Participation of the proteasomal lid subunit Rpn11 in mitochondrial morphology and function is mapped to a distinct C-terminal domain.

Biochem J 2004 Jul;381(Pt 1):275-85

Pasteur Institute Cenci Bolognetti Foundation and the Department of Cell and Developmental Biology, University of Rome I, 00185 Rome, Italy.
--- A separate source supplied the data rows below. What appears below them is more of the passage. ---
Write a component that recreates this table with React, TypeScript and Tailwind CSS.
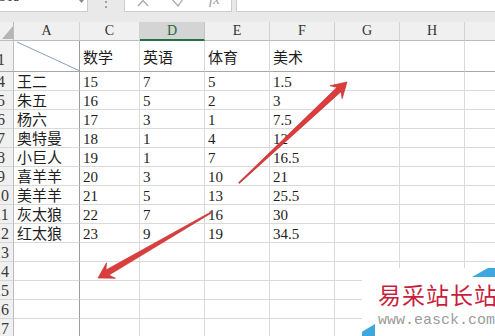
import React from "react";

const serif = "font-['Liberation_Serif','Noto_Sans_CJK_SC',serif]";

const columns = [
  { label: "A", width: "w-[66px]" },
  { label: "C", width: "w-[60px]" },
  { label: "D", width: "w-[65px]" },
  { label: "E", width: "w-[65px]" },
  { label: "F", width: "w-[65px]" },
  { label: "G", width: "w-[65px]" },
  { label: "H", width: "w-[65px]" },
  { label: "I", width: "w-[65px]" },
];

const data: string[][] = [
  ["王二", "15", "7", "5", "1.5"],
  ["朱五", "16", "5", "2", "3"],
  ["杨六", "17", "3", "1", "7.5"],
  ["奥特曼", "18", "1", "4", "12"],
  ["小巨人", "19", "1", "7", "16.5"],
  ["喜羊羊", "20", "3", "10", "21"],
  ["美羊羊", "21", "5", "13", "25.5"],
  ["灰太狼", "22", "7", "16", "30"],
  ["红太狼", "23", "9", "19", "34.5"],
];

// rows 4..17 (rows 2 and 3 are hidden)
const bodyRows = Array.from({ length: 14 }, (_, i) => ({
  num: i + 4,
  cells: data[i] ?? [],
}));

function RowHeader({ num, tall }: { num: number; tall?: boolean }) {
  return (
    <div
      className={`w-[14px] shrink-0 overflow-hidden bg-[#f0f0f0] border-r border-[#bcbcbc] flex ${
        tall ? "h-[31px] items-end pb-[2px] border-b border-b-[#a8a8a8]" : "h-[19px] items-center border-b border-b-[#d6d6d6]"
      }`}
    >
      <div className="w-[26px] ml-[-12px] shrink-0 text-center text-[16px] leading-[19px] text-[#3a3a3a]">{num}</div>
    </div>
  );
}

function FormulaBar() {
  return (
    <div className="h-[22px] bg-[#e9e9e9] flex items-start">
      <div className="w-[88px] h-[12px] bg-white border-b border-r border-[#cdcdcd] relative overflow-hidden">
        <span className="block ml-[-3px] mt-[-10px] text-[13px] leading-[14px] text-[#222]">D18</span>
        <svg className="absolute right-[3px] top-0" width="5" height="5" viewBox="0 0 5 5">
          <path d="M0 0 L5 0 L2.5 3 Z" fill="#8a8a8a" />
        </svg>
      </div>
      <div className="w-[36px] flex justify-center">
        <div className="flex flex-col gap-[3px] pt-[1px]">
          <span className="w-[2px] h-[2px] bg-[#a0a0a0]" />
          <span className="w-[2px] h-[2px] bg-[#a0a0a0]" />
        </div>
      </div>
      <div className="w-[108px] h-[12px] bg-white border-b border-x border-[#cdcdcd] relative overflow-hidden">
        <svg className="absolute left-0 top-0" width="108" height="12" viewBox="0 0 108 12">
          <path d="M13 -5 L23 6 M23 -5 L13 6" stroke="#a8a8a8" strokeWidth="1.3" fill="none" />
          <path d="M46 -2 L53 6 L60 -4" stroke="#a8a8a8" strokeWidth="1.3" fill="none" />
        </svg>
        <span className="absolute left-[84px] top-[-9px] italic text-[15px] leading-[16px] text-[#9a9a9a]">fx</span>
      </div>
      <div className="w-[4px]" />
      <div className="flex-1 h-[12px] bg-white border-b border-l border-[#cdcdcd]" />
    </div>
  );
}

function Arrows() {
  return (
    <svg className="absolute left-0 top-0 pointer-events-none" width="495" height="336" viewBox="0 0 495 336">
      <polygon
        points="347,82 342.2,98.8 341,91.7 239.4,183.4 238.6,182.6 337,87.3 329.9,85.7"
        fill="#dc3c3c"
        stroke="#b82c2c"
        strokeWidth="0.6"
        strokeLinejoin="round"
      />
      <polygon
        points="98,278 115.5,278.3 109,275.1 212.3,212.5 211.7,211.5 106,269.9 106.5,262.7"
        fill="#dc3c3c"
        stroke="#b82c2c"
        strokeWidth="0.6"
        strokeLinejoin="round"
      />
    </svg>
  );
}

function Watermark() {
  return (
    <div className="absolute left-[362px] top-[268px] w-[133px] h-[68px] bg-white">
      <svg className="absolute left-0 top-0" width="133" height="68" viewBox="0 0 133 68">
        <polygon points="110,9 133,-4 133,9" fill="#3ea8de" />
        <polygon points="-7,68 13,56 13,68" fill="#3ea8de" />
      </svg>
      <div className="relative pl-[16px] pt-[14px]">
        <div className="text-[23px] leading-[24px] tracking-[1px] text-[#c81e3c] font-['Noto_Sans_CJK_SC',sans-serif] whitespace-nowrap">
          易采站长站
        </div>
        <div className="mt-[8px] text-[15px] leading-[14px] text-[#9c9c9c] font-['Liberation_Mono',monospace] whitespace-nowrap">
          www.easck.com
        </div>
      </div>
    </div>
  );
}

export default function App() {
  return (
    <div className={`w-[495px] h-[336px] overflow-hidden relative bg-white ${serif}`}>
      <FormulaBar />

      {/* column headers */}
      <div className="flex h-[19px]">
        <div className="w-[14px] shrink-0 bg-[#f0f0f0] border-r border-b border-[#bcbcbc] relative">
          <svg className="absolute left-0 top-0" width="14" height="19" viewBox="0 0 14 19">
            <polygon points="13,4 13,17 2,17" fill="#b5b5b5" />
          </svg>
        </div>
        {columns.map((c) =>
          c.label === "D" ? (
            <div
              key={c.label}
              className={`${c.width} shrink-0 bg-[#d4d4d4] border-r border-[#c4c4c4] border-b-2 border-b-[#217346] text-center text-[14px] leading-[18px] text-[#1e6b3c]`}
            >
              {c.label}
            </div>
          ) : (
            <div
              key={c.label}
              className={`${c.width} shrink-0 bg-[#f0f0f0] border-r border-[#d2d2d2] border-b border-b-[#bcbcbc] text-center text-[14px] leading-[18px] text-[#333]`}
            >
              {c.label}
            </div>
          )
        )}
      </div>

      {/* row 1 (headers of the table) */}
      <div className="flex h-[31px]">
        <RowHeader num={1} tall />
        {columns.map((c, i) => (
          <div
            key={c.label}
            className={`${c.width} shrink-0 h-[31px] border-b border-b-[#a8a8a8] ${
              i === 0 ? "border-r border-r-[#9c9c9c] relative" : "border-r border-r-[#dadada]"
            } flex items-end pl-[3px] pb-[3px] text-[15px] leading-[19px] text-[#1d1d1d] whitespace-nowrap`}
          >
            {i === 0 && (
              <svg className="absolute left-0 top-0" width="66" height="31" viewBox="0 0 66 31">
                <line x1="3" y1="1" x2="66" y2="30" stroke="#8b9db3" strokeWidth="1" />
              </svg>
            )}
            {["", "数学", "英语", "体育", "美术", "", "", ""][i]}
          </div>
        ))}
      </div>

      {bodyRows.map((r) => (
        <div key={r.num} className="flex h-[19px]">
          <RowHeader num={r.num} />
          {columns.map((c, i) => (
            <div
              key={c.label}
              className={`${c.width} shrink-0 h-[19px] border-b border-b-[#dadada] ${
                i === 0 ? "border-r border-r-[#9c9c9c]" : "border-r border-r-[#dadada]"
              } pl-[3px] pt-[1px] text-[15px] leading-[18px] text-[#1d1d1d] whitespace-nowrap overflow-hidden`}
            >
              {r.cells[i] ?? ""}
            </div>
          ))}
        </div>
      ))}

      <Arrows />
      <Watermark />
    </div>
  );
}
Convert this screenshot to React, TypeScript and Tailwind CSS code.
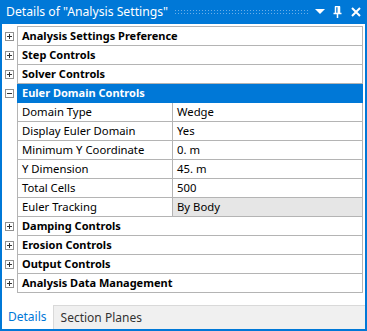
import React from "react";

const font = { fontFamily: '"Noto Sans", "Open Sans", sans-serif' };

function Box({ open }: { open?: boolean }) {
  return (
    <div className="w-[9px] h-[9px] border border-[#919191] bg-white flex items-center justify-center relative">
      <div className="absolute w-[5px] h-[1px] bg-[#333]" />
      {!open && <div className="absolute w-[1px] h-[5px] bg-[#333]" />}
    </div>
  );
}

function Group({ label, open, selected }: { label: string; open?: boolean; selected?: boolean }) {
  return (
    <div className="flex h-[19px]">
      <div className="w-[15px] flex items-center justify-center">
        <Box open={open} />
      </div>
      <div
        className={
          "flex-1 flex items-center pl-[4px] font-bold text-[11px] border-b border-l border-r " +
          (selected ? "bg-[#0078d7] text-white border-[#0078d7]" : "bg-white text-black border-[#b4b4b4]")
        }
      >
        {label}
      </div>
    </div>
  );
}

function Prop({ name, value, gray }: { name: string; value: string; gray?: boolean }) {
  return (
    <div className="flex h-[19px]">
      <div className="w-[15px]" />
      <div className="flex-1 flex border-b border-l border-r border-[#b4b4b4] text-[11.3px] text-black">
        <div className="w-[155px] flex items-center pl-[4px] border-r border-[#b4b4b4]">{name}</div>
        <div className={"flex-1 flex items-center pl-[4px] " + (gray ? "bg-[#e6e6e6]" : "bg-white")}>{value}</div>
      </div>
    </div>
  );
}

export default function App() {
  return (
    <div className="w-[367px] h-[331px] bg-[#0078d7] flex flex-col" style={font}>
      <div className="h-[24px] flex items-center text-white">
        <div className="pl-[6px] text-[12.2px] leading-none whitespace-nowrap">Details of "Analysis Settings"</div>
        <div className="flex-1 mx-[6px] h-[6px] bg-[radial-gradient(circle,#6aaee8_0.8px,transparent_1px)] bg-[length:3px_3px]" />
        <svg width="10" height="6" viewBox="0 0 10 6" className="mr-[8px]">
          <path d="M0 0 H10 L5 5 Z" fill="white" />
        </svg>
        <svg width="9" height="12" viewBox="0 0 9 12" className="mr-[9px]">
          <path d="M2 0.5 H7 M2.5 0.5 V7 M6.5 0.5 V7 M0.5 7.5 H8.5 M4.5 7.5 V12" stroke="white" strokeWidth="1.5" fill="none" />
          <rect x="4.5" y="1" width="2" height="6" fill="white" />
        </svg>
        <svg width="10" height="10" viewBox="0 0 10 10" className="mr-[6px]">
          <path d="M1 1 L9 9 M9 1 L1 9" stroke="white" strokeWidth="2" />
        </svg>
      </div>
      <div className="flex-1 mx-[2px] mb-[2px] bg-white flex flex-col">
        <div className="pt-[2px] pr-[2px]">
          <div className="flex">
            <div className="w-[15px]" />
            <div className="flex-1 border-t border-[#b4b4b4]" />
          </div>
          <Group label="Analysis Settings Preference" />
          <Group label="Step Controls" />
          <Group label="Solver Controls" />
          <Group label="Euler Domain Controls" open selected />
          <Prop name="Domain Type" value="Wedge" />
          <Prop name="Display Euler Domain" value="Yes" />
          <Prop name="Minimum Y Coordinate" value="0. m" />
          <Prop name="Y Dimension" value="45. m" />
          <Prop name="Total Cells" value="500" />
          <Prop name="Euler Tracking" value="By Body" gray />
          <Group label="Damping Controls" />
          <Group label="Erosion Controls" />
          <Group label="Output Controls" />
          <Group label="Analysis Data Management" />
        </div>
        <div className="flex-1" />
        <div className="h-[24px] flex bg-[#f0f0f0] text-[12px]">
          <div className="px-[6px] flex items-center bg-white text-[#0078d7] border-r border-[#d9d9d9]">Details</div>
          <div className="flex-1 flex items-center pl-[7px] text-[#333] border-t border-[#d9d9d9]">Section Planes</div>
        </div>
      </div>
    </div>
  );
}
Substrates destined for degradation by the 26 S proteasome are labelled with polyubiquitin chains. Rpn11/Mpr1, situated in the lid subcomplex, partakes in the processing of these chains or in their removal from substrates bound to the proteasome. Rpn11 also plays a role in maintaining mitochondrial integrity, tubular structure and proper function. The recent finding that Rpn11 participates in proteasome-associated deubiquitination focuses interest on the MPN+ (Mpr1, Pad1, N-terminal)/JAMM (JAB1/MPN/Mov34) metalloprotease site in its N-terminal domain. However, Rpn11 damaged at its C-terminus (the mpr1-1 mutant) causes pleiotropic effects, including proteasome instability and mitochondrial morphology defects, resulting in both proteolysis and respiratory malfunctions. We find that overexpression of WT (wild-type) RPN8, encoding a paralogous subunit that does not contain the catalytic MPN+ motif, corrects proteasome conformations and rescues cell cycle phenotypes, but is unable to correct defects in the mitochondrial tubular system or respiratory malfunctions associated with the mpr1-1 mutation. Transforming mpr1-1 with various RPN8-RPN11 chimaeras or with other rpn11 mutants reveals that a WT C-terminal region of Rpn11 is necessary, and more surprisingly sufficient, to rescue the mpr1-1 mitochondrial phenotype. Interestingly, single-site mutants in the catalytic MPN+ motif at the N-terminus of Rpn11 lead to reduced proteasome-dependent deubiquitination connected with proteolysis defects. Nevertheless, these rpn11 mutants suppress the mitochondrial phenotypes associated with mpr1-1 by intragene complementation. Together, these results point to a unique role for the C-terminal region of Rpn11 in mitochondrial maintenance that may be independent of its role in proteasome-associated deubiquitination.